1854 of Grove Hill, Upper Norwood, Surrey

1854 Became a member of the Inst of Mech Engineers

1855 Became a partner with his brother, Alexander Brodie Cochrane, in the Engineering Works at Woodside, Dudley. He devoted his attention especially to the engineering branch of the establishment; after that the firm executed many large contracts, particularly some of the iron bridges over the Thames. They supplied nearly all the principal water and gas companies of the country, as well as many on the continent, and in the colonies.
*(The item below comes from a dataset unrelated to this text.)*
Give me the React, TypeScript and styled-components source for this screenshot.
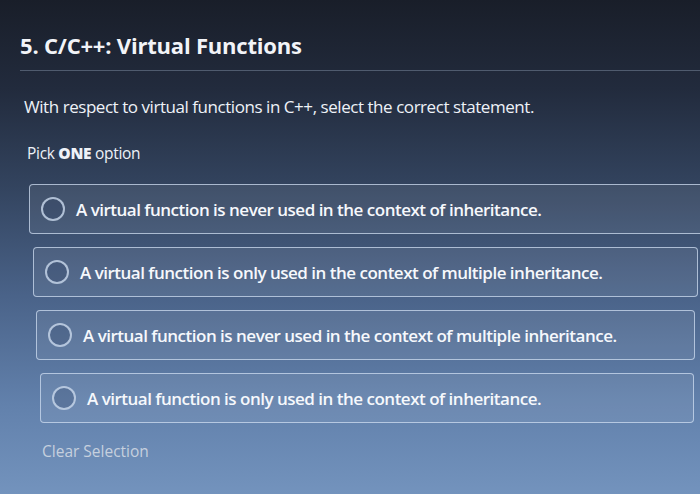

1861 Designed machine for drilling large plates for the required for the construction of the two main side girders of the new railway bridge over the Thames at Hungerford[1]

1872 of 3 Hyde Park Gate, London

1892 Obituary [2]

JOHN COCHRANE was the son of Mr. Alexander Brodie Cochrane, of Blowers Green, near Dudley, where he was born on the 8th of February, 1823.

At sixteen years of age he became a pupil to the late John Joseph Bramah, and was afterwards Resident Engineer to the firm of Bramah, Fox and Co, at Smethwick, where he superintended the construction and erection of many large works, such as aqueducts, bridges, roofs and tanks.

In 1850 he put in the cylinder-foundations, at a depth of 80 feet, for the bridge over the Medway at Rochester, the entrance of water being prevented by the use of compressed air within the cylinders.

In 1850-51 Mr. Cochrane was Resident Engineer, under the late Sir Charles Fox, on the erection of the first Great Exhibition Building, and in 1852-53 superintended its removal to Sydenham and re-erection as the Crystal Palace. The first Great Exhibition Building was constructed, as is well known, on entirely novel principles, and its completion by the specified time - the 1st of May, 1851 - was largely due to Mr. Cochrane’s untiring energy.

In 1855 he became a partner with his brother, Alexander Brodie Cochrane, in the Engineering Works at Woodside, Dudley.

This firm successfully carried out many large works, amongst which may be specially mentioned the new bridge over the Thames at Westminster, under the late Thomas Page; the Charing Cross and Cannon Street Railway Bridges, under the late Sir John Hawkshaw; the Clifton Suspension Bridge, under Sir John Hawkshaw and W. H. Barlow; and the Runcorn Bridge over the Mersey, under the late William Baker.

From 1871 to 1877 Mr. Cochrane was a partner with his brother Henry, and George Wythes, in some Blast Furnaces at Middleton, near Darlington.

In later years his sons Harry and Arthur were in partnership with him in Westminster, and amongst the contracts carried out by the firm were Parkeston Quay, at Harwich, the widening of Charing Cross Railway Bridge and Rochester Bridge, both for the South Eastern Railway Company, the erection of the Dee Bridge under Francis Fox, and the tunnel under the Mersey for the pipes in connection with the new water-supply from Lake Vyrnwy. Mr. Cochrane was engaged upon the latter work at the time of his death, which took place on the 29th of September, 1891.

In 1860 and 1872 he read Papers before the Institution of Mechanical Engineers, entitled respectively 'Drilling instead of Punching Wrought-Iron Plates' and 'Riveted Joints.'

Mr. Cochrane was elected an Associate of The Institution of Civil Engineers on the 4th of December, 1855, and was transferred to the class of Member on the 25th of February, 1879.